:: THE TASK ::
Pull out every line from the listing that has the word "index".

:: PROVIDED RECORDS ::

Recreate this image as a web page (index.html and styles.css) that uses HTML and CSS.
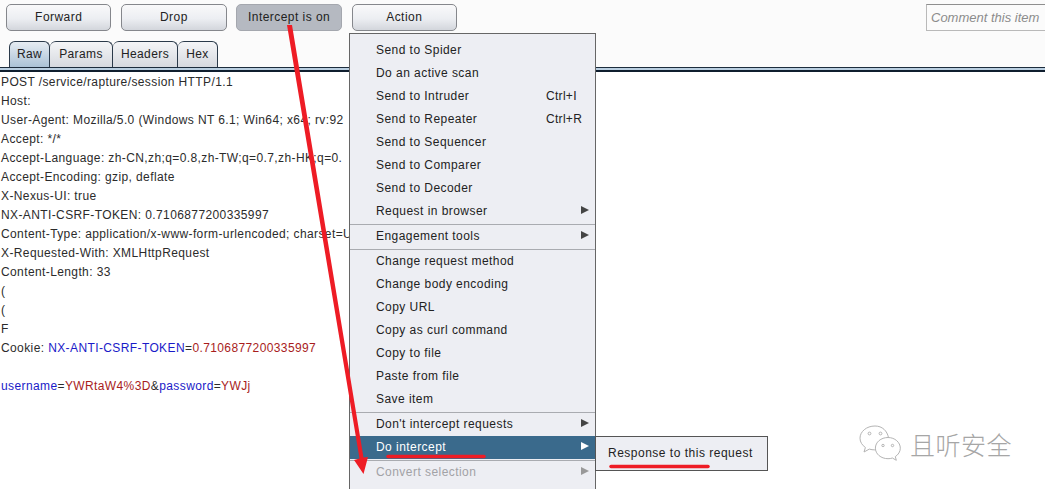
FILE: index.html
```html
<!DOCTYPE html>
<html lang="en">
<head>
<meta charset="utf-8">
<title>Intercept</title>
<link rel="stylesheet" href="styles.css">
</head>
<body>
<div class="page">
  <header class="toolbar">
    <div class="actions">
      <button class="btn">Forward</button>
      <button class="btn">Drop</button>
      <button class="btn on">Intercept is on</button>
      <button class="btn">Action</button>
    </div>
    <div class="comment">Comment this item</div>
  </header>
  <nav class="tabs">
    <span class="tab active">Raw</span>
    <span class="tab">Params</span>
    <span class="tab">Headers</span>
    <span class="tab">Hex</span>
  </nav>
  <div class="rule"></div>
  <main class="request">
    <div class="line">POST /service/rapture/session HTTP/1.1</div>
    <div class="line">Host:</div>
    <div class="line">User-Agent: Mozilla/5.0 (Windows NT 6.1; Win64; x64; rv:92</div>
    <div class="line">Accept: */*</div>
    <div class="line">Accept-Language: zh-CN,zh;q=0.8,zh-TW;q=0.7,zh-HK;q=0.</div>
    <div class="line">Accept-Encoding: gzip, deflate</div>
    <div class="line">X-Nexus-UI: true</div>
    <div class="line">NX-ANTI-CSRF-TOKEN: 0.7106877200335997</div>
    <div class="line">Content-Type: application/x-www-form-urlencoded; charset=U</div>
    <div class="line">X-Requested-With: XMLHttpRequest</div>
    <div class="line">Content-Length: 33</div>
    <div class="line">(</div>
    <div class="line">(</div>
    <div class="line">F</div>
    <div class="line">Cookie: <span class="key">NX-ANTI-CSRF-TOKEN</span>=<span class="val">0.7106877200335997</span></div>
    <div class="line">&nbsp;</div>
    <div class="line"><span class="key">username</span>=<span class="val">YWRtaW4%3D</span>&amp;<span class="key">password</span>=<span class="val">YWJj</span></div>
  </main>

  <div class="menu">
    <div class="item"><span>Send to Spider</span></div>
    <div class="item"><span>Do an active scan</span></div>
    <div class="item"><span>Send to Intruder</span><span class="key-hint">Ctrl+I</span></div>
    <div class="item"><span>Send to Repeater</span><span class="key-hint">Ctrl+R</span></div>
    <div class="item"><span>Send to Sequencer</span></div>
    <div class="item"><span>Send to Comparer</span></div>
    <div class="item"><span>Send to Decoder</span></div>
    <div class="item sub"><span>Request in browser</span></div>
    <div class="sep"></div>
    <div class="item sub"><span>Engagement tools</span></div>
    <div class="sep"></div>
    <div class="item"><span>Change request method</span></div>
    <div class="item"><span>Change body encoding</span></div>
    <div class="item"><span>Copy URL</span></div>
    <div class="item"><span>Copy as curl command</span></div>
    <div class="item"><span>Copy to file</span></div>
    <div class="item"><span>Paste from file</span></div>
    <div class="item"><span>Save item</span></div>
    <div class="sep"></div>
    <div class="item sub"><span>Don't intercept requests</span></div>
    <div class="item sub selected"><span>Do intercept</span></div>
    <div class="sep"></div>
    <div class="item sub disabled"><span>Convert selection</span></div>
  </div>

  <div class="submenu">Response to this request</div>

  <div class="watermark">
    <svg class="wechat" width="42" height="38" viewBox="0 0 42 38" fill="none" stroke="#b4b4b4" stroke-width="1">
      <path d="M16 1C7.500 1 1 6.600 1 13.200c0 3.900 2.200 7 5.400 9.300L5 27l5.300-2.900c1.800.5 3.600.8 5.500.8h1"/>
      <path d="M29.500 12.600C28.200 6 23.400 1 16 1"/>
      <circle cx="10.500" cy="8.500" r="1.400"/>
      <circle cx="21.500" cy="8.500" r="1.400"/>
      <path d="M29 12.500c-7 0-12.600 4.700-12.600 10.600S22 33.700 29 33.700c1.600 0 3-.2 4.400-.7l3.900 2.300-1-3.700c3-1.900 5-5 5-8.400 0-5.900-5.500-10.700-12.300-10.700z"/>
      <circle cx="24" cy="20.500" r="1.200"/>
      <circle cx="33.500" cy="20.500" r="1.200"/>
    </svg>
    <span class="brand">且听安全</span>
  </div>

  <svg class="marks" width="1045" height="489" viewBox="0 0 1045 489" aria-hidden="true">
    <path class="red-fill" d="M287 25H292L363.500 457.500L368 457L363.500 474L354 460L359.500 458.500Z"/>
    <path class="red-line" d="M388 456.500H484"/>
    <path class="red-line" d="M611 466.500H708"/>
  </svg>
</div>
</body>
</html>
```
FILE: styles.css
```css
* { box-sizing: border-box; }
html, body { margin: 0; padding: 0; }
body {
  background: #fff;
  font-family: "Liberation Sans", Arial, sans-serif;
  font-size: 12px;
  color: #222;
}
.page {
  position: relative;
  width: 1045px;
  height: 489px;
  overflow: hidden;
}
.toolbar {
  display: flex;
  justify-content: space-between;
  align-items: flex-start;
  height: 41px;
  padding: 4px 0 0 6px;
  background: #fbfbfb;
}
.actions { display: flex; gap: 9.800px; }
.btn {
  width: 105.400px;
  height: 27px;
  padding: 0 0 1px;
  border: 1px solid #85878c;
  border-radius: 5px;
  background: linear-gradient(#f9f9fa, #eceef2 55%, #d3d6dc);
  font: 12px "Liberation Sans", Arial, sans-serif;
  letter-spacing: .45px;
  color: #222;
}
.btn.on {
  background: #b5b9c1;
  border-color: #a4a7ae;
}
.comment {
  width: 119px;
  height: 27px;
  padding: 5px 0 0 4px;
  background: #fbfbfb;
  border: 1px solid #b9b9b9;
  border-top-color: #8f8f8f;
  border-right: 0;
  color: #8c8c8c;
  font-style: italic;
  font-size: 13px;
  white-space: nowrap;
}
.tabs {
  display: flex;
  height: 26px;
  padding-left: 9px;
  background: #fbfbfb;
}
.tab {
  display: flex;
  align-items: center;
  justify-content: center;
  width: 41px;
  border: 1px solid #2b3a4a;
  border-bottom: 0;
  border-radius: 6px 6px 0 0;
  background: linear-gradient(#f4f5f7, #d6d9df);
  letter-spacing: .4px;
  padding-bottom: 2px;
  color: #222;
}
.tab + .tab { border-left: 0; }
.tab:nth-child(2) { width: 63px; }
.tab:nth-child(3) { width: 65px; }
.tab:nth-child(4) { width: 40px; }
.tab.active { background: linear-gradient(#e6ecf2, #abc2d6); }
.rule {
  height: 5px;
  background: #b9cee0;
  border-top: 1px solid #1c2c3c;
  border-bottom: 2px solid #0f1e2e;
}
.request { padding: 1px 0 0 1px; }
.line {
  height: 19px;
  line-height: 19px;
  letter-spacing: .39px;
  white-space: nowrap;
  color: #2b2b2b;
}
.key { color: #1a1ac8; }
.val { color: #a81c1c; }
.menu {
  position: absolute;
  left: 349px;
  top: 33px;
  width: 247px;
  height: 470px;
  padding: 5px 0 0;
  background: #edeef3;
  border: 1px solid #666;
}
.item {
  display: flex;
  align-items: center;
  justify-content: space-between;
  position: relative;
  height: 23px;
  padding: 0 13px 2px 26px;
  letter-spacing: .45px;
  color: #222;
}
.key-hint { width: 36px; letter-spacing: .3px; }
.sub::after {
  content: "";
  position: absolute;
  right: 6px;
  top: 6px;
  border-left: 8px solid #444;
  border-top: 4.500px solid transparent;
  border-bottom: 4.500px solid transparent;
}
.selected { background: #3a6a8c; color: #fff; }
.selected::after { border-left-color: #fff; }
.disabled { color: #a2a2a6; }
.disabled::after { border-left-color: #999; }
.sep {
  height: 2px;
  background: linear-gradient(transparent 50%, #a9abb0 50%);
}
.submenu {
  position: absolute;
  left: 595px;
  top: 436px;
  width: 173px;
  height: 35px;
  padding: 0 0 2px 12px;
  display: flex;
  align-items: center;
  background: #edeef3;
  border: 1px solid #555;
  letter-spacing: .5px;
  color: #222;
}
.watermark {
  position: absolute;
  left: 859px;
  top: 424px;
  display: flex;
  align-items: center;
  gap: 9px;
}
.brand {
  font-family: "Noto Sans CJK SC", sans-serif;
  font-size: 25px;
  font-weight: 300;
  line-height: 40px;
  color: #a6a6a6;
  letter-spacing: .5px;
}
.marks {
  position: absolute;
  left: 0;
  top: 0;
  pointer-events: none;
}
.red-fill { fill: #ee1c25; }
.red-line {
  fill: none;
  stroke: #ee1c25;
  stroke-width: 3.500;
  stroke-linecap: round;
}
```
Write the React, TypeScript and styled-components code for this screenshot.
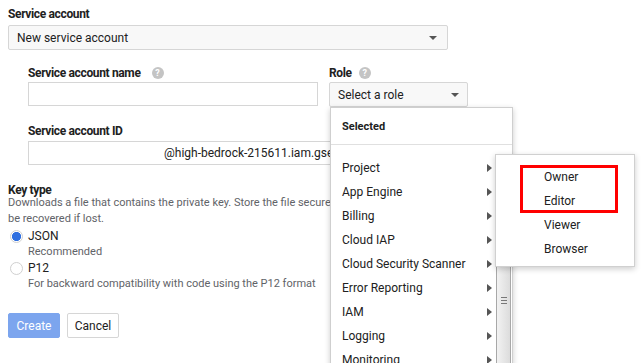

:: EXERCISE ANSWER ::
Recreate this image as a web page (index.html and styles.css) that uses HTML and CSS.
FILE: index.html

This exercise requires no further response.